= What this task involves =
Count how many lines include "index" and answer with that number only.

= Provided entries =
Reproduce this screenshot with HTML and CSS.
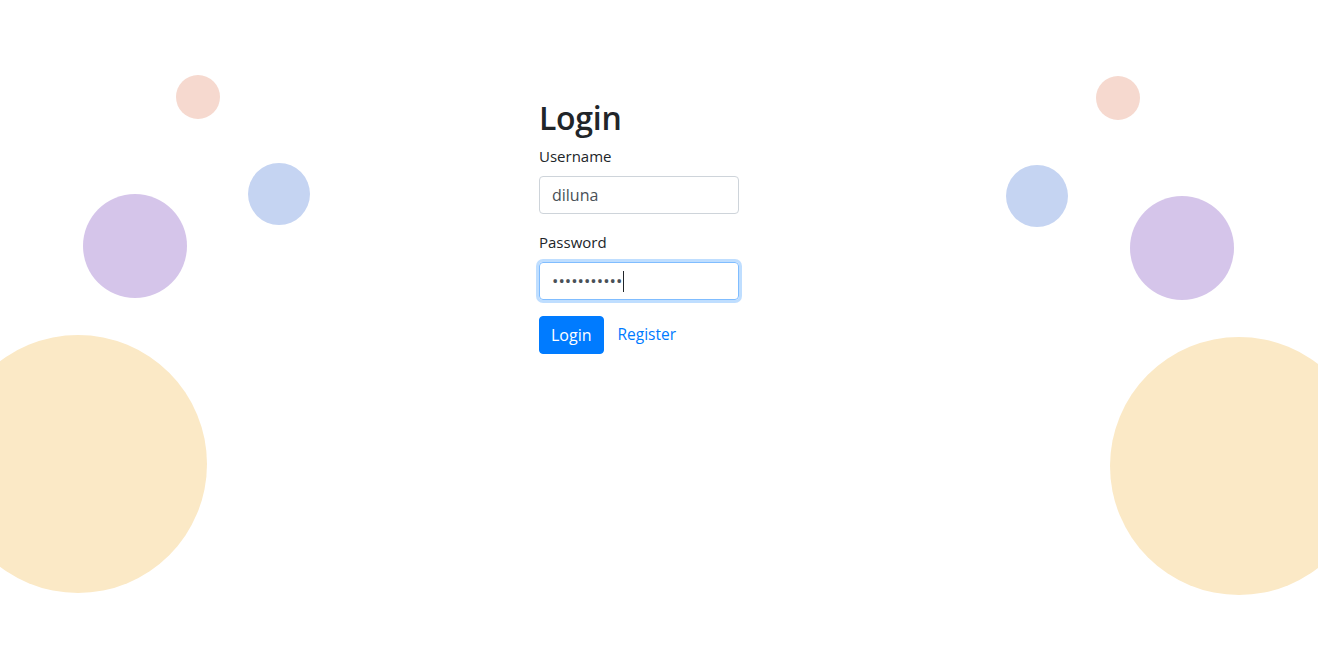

---

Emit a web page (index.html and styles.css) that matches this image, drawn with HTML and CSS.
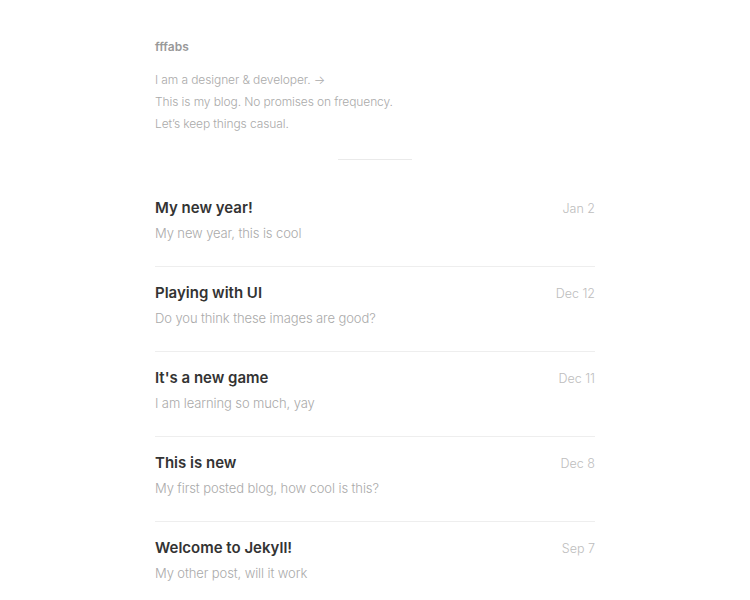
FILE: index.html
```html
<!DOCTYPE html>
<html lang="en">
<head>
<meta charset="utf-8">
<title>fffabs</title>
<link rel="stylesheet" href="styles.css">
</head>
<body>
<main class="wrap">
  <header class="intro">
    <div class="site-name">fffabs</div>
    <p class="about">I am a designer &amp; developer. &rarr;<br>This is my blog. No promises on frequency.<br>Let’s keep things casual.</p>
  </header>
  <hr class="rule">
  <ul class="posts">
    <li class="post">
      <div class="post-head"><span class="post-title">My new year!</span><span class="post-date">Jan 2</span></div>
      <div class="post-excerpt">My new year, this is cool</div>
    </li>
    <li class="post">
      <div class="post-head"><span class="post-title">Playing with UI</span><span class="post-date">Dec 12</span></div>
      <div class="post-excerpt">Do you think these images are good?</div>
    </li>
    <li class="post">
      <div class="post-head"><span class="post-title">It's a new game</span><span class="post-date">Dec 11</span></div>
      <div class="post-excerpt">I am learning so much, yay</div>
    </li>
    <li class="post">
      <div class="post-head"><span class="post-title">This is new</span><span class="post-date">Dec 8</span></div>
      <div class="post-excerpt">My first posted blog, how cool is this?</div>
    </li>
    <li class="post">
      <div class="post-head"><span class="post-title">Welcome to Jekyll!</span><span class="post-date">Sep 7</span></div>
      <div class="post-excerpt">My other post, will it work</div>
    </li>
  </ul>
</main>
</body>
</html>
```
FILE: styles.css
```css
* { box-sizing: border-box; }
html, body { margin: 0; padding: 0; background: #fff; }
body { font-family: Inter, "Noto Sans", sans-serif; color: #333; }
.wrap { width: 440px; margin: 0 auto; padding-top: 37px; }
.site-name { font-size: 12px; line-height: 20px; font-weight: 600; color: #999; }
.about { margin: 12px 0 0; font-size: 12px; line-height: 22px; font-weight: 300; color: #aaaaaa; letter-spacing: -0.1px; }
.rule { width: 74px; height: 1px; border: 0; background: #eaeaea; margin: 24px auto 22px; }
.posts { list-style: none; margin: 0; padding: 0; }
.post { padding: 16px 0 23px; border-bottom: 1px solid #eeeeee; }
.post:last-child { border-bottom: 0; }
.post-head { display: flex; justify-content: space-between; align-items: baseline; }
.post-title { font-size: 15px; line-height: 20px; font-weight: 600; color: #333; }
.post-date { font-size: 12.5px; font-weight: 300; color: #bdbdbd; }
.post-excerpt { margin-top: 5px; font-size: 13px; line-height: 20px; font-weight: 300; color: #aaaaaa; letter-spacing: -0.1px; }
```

--

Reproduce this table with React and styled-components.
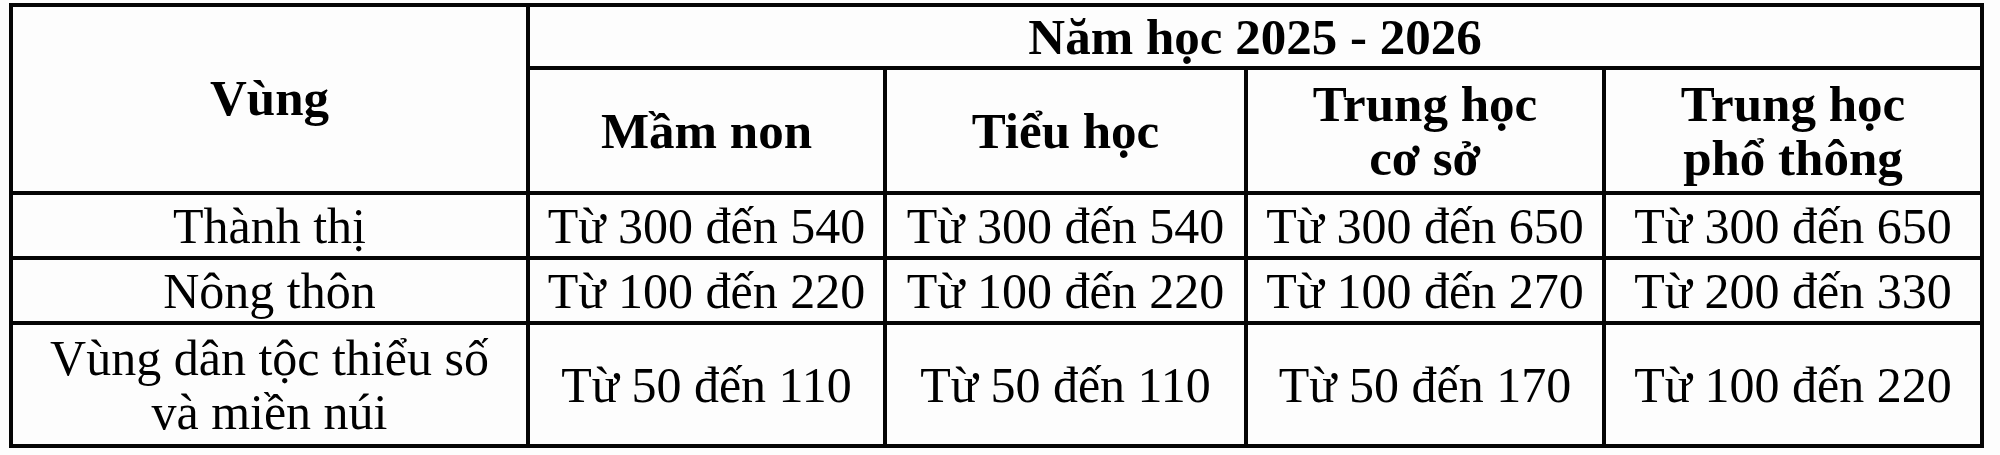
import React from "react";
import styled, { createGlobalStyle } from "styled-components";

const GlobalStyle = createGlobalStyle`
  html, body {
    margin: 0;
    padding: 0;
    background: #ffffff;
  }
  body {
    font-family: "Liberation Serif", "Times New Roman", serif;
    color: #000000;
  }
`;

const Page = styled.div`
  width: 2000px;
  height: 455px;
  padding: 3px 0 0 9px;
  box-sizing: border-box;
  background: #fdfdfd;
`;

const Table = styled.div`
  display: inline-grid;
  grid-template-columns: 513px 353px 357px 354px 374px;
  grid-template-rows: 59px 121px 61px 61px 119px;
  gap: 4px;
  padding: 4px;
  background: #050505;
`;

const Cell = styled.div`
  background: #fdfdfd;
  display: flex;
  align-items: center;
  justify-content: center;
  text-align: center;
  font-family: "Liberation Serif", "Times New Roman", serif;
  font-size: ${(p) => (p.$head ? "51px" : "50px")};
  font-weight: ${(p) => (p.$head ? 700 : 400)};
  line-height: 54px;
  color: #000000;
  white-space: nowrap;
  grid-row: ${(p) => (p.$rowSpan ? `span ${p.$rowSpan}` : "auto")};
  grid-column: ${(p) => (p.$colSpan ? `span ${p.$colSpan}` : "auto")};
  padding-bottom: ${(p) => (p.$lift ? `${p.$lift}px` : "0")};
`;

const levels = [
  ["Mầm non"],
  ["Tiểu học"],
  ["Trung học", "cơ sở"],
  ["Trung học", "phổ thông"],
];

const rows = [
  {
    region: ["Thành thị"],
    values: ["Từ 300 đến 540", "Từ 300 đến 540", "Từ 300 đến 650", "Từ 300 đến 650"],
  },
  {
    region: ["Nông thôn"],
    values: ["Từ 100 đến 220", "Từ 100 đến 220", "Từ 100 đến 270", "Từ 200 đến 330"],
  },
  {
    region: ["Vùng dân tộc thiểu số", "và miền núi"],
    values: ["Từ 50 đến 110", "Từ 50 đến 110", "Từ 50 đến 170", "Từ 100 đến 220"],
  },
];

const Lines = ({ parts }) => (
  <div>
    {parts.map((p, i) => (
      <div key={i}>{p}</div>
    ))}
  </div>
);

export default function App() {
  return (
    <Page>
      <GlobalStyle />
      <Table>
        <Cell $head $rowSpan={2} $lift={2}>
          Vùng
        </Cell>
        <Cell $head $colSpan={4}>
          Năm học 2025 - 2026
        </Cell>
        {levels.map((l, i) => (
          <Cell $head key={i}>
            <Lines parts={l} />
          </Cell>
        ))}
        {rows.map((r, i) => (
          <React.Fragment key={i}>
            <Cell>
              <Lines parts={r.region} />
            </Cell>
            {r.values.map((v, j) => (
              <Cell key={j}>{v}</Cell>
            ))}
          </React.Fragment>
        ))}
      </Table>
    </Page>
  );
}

= Written solution =
2